STATED TASK = Each line containing the word "code" should be found and copied.

Collected data entries =
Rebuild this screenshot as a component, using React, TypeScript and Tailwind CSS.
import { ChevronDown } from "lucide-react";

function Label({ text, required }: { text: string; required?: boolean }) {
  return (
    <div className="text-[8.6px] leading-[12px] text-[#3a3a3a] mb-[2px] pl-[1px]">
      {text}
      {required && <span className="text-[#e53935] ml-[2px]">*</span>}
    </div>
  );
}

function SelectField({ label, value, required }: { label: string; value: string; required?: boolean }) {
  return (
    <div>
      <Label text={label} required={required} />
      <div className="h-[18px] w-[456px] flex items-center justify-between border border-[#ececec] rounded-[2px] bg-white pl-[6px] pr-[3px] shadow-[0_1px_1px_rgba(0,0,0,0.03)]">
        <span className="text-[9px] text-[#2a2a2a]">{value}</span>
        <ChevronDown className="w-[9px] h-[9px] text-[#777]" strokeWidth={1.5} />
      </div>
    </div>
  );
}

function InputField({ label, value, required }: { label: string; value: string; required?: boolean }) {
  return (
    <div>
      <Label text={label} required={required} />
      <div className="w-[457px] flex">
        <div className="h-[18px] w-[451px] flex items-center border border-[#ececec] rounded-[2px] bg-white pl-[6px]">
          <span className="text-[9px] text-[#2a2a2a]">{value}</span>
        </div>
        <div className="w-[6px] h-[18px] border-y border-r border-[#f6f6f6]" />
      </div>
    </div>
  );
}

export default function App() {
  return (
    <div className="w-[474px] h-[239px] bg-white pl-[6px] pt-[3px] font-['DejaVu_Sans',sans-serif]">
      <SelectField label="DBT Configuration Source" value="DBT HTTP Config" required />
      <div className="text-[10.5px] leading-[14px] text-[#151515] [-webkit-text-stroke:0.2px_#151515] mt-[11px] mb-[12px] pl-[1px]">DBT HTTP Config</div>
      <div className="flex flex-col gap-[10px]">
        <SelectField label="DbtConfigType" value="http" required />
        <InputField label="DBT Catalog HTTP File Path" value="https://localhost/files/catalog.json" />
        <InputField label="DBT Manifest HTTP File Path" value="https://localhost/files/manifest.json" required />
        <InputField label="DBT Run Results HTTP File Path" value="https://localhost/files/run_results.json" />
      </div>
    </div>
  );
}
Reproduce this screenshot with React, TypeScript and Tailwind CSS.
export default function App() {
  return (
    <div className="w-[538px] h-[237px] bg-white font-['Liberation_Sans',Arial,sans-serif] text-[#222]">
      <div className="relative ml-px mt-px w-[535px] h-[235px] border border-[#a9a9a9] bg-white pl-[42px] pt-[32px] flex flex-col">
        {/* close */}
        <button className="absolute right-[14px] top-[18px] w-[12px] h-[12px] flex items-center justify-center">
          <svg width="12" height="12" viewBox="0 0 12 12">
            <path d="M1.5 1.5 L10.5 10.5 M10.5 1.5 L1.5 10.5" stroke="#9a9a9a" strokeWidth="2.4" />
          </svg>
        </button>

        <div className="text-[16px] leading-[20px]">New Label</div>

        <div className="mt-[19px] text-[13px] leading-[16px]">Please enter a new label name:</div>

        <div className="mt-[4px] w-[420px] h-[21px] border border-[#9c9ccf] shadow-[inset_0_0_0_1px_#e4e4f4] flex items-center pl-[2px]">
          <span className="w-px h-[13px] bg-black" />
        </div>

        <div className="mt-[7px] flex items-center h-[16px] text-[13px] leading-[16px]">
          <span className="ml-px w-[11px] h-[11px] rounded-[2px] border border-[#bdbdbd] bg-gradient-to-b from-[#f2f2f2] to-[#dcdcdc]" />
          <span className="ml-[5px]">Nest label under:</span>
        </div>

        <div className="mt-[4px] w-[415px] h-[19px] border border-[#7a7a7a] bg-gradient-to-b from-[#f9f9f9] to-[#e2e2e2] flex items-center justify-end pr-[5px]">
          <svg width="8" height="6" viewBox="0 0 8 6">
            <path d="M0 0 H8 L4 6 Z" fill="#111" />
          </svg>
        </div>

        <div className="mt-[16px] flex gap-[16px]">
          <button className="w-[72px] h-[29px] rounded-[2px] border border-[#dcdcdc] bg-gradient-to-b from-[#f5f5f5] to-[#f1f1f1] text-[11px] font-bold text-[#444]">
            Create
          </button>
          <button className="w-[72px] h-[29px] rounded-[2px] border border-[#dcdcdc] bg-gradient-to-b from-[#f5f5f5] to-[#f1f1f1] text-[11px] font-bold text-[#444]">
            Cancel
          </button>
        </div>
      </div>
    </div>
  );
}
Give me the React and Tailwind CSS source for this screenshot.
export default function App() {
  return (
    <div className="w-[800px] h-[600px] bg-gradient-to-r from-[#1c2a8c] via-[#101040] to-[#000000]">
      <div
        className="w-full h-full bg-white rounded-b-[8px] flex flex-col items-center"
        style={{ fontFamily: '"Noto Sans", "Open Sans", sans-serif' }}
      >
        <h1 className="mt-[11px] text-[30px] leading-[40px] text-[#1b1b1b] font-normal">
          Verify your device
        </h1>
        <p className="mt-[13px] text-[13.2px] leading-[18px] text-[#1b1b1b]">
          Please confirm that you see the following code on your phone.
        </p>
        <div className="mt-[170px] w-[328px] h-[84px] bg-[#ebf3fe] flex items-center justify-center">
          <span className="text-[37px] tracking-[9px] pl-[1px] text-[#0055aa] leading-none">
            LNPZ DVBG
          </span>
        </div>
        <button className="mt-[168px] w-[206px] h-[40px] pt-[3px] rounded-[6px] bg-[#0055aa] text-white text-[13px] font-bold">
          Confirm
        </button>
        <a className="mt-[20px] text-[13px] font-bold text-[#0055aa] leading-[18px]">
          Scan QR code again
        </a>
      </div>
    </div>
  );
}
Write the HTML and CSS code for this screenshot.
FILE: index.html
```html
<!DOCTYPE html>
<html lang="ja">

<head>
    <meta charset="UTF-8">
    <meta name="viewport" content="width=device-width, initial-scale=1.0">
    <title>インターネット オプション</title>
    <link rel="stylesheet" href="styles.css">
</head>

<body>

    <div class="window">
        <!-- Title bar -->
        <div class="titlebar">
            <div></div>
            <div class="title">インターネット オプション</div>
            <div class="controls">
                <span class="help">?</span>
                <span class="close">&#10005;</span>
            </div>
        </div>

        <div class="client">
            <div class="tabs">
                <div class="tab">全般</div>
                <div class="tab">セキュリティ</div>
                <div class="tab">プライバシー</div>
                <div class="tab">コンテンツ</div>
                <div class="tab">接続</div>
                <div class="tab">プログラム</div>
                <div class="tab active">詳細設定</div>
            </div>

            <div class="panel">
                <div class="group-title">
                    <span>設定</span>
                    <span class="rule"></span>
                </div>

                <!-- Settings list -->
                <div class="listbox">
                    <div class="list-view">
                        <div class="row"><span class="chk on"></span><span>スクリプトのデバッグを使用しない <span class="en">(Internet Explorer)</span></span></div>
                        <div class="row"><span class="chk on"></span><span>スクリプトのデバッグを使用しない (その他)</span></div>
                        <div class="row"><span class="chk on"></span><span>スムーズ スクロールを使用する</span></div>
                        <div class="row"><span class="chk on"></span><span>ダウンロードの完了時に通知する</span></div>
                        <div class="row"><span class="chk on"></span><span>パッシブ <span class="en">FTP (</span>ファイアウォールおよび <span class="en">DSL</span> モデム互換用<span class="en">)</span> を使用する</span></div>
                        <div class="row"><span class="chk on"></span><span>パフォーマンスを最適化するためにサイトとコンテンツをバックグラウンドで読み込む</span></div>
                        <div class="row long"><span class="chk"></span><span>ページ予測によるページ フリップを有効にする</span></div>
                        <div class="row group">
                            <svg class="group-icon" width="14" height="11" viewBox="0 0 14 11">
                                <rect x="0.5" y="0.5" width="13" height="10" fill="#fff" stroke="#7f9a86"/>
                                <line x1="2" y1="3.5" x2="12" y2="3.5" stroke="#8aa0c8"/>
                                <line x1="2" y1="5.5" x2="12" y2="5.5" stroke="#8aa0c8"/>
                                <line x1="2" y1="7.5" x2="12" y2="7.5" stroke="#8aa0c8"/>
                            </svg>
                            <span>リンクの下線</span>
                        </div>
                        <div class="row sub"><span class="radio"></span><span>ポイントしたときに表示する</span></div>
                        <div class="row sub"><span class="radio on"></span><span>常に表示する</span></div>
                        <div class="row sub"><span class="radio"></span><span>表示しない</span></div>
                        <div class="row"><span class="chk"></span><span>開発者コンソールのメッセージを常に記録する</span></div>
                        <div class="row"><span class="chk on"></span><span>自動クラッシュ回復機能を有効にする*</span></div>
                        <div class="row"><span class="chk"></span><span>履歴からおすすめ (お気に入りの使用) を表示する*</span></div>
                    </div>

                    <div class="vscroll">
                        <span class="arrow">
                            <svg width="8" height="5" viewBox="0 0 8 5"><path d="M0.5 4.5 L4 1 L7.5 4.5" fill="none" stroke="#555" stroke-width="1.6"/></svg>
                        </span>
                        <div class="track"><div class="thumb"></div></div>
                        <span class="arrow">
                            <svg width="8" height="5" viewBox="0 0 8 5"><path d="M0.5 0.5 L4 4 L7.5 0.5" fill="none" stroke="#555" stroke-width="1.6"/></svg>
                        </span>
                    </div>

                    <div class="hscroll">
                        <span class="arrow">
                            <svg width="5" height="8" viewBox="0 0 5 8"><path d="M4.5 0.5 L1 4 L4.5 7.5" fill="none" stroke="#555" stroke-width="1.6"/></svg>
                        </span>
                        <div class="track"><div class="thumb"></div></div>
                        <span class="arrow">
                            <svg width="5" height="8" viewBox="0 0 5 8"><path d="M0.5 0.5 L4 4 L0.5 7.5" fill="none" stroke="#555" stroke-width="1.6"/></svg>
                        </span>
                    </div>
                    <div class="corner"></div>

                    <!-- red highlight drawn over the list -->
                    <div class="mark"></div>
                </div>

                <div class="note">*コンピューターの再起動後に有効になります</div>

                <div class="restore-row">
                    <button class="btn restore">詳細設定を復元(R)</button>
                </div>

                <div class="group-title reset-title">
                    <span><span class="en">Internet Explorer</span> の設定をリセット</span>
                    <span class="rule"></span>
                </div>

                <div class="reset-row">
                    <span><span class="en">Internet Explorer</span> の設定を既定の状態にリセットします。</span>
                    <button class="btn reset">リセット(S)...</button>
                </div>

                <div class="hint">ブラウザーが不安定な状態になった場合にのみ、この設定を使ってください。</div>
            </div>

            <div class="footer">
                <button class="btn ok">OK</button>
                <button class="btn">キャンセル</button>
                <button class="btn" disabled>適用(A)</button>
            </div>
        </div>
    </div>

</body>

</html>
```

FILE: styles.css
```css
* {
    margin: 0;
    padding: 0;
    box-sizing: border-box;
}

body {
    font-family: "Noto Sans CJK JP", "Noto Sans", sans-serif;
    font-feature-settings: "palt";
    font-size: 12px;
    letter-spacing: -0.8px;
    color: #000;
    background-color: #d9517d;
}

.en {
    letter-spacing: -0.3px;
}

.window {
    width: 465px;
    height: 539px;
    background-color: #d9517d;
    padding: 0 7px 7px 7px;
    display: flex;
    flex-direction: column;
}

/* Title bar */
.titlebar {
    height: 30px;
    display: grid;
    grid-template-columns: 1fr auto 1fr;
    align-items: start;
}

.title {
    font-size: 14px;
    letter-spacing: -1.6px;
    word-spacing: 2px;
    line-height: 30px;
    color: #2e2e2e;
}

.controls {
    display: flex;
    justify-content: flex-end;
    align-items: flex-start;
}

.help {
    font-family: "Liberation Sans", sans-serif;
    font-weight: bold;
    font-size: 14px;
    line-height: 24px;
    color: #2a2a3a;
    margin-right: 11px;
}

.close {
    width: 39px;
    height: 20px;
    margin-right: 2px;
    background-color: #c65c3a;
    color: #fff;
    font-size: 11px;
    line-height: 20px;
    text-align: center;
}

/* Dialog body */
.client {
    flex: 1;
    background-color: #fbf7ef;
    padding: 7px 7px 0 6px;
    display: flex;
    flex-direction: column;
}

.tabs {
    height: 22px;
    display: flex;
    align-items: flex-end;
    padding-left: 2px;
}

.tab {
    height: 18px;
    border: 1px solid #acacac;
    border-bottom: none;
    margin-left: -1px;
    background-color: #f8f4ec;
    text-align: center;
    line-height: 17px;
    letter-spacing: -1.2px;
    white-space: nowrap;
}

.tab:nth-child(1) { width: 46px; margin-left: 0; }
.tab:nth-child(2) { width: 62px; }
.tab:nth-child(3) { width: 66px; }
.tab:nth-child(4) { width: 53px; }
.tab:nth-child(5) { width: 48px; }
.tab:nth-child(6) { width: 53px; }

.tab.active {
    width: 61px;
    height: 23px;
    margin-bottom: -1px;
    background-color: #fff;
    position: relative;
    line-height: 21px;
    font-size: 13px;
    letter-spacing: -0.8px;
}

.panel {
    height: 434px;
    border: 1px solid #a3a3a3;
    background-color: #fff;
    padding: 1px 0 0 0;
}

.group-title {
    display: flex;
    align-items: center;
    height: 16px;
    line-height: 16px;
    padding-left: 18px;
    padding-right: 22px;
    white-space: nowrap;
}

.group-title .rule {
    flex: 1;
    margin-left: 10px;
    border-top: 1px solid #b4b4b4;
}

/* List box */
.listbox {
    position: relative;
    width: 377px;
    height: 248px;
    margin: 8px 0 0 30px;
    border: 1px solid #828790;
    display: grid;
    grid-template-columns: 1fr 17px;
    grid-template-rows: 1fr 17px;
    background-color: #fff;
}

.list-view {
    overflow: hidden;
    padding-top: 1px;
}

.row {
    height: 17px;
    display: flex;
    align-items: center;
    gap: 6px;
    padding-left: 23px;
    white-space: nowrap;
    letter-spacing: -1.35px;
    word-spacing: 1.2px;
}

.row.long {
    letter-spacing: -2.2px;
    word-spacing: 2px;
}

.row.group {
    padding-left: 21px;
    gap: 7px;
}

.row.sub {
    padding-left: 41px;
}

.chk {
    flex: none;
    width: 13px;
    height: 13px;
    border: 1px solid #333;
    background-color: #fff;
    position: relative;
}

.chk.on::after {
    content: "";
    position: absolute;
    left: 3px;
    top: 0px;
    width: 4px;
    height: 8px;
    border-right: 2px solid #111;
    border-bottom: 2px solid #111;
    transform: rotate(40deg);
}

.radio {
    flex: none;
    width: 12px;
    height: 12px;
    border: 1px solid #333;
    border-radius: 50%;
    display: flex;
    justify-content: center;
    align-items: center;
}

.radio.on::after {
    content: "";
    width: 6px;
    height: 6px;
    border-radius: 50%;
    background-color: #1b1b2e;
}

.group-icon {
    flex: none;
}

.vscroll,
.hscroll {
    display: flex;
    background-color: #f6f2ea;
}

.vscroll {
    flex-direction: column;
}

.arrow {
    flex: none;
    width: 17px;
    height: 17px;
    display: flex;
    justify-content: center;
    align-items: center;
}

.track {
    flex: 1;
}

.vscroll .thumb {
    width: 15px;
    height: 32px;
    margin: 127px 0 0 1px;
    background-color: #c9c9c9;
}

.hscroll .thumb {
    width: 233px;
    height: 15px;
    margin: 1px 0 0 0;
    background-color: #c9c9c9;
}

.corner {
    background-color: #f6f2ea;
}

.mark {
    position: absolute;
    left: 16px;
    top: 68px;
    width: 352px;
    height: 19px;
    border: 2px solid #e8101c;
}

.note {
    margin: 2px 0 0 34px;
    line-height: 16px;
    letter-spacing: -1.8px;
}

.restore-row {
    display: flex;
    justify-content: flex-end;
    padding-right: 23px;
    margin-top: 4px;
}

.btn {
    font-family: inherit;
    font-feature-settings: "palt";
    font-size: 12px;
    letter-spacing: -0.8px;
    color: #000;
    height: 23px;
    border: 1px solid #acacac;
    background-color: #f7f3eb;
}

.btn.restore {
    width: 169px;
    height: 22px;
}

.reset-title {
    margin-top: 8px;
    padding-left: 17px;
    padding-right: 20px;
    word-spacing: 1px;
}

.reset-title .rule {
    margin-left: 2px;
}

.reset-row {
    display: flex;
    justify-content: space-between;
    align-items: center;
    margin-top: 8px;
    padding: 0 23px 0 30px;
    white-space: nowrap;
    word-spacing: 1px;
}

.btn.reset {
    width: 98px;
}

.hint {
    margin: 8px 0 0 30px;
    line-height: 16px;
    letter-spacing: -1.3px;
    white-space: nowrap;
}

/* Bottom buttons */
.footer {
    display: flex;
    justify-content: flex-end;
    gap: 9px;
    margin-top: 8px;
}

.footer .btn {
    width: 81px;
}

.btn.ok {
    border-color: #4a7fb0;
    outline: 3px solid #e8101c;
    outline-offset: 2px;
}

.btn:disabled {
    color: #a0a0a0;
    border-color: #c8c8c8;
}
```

THE RESULT =
          Please confirm that you see the following code on your phone.
          Scan QR code again
Write the HTML and CSS code for this screenshot.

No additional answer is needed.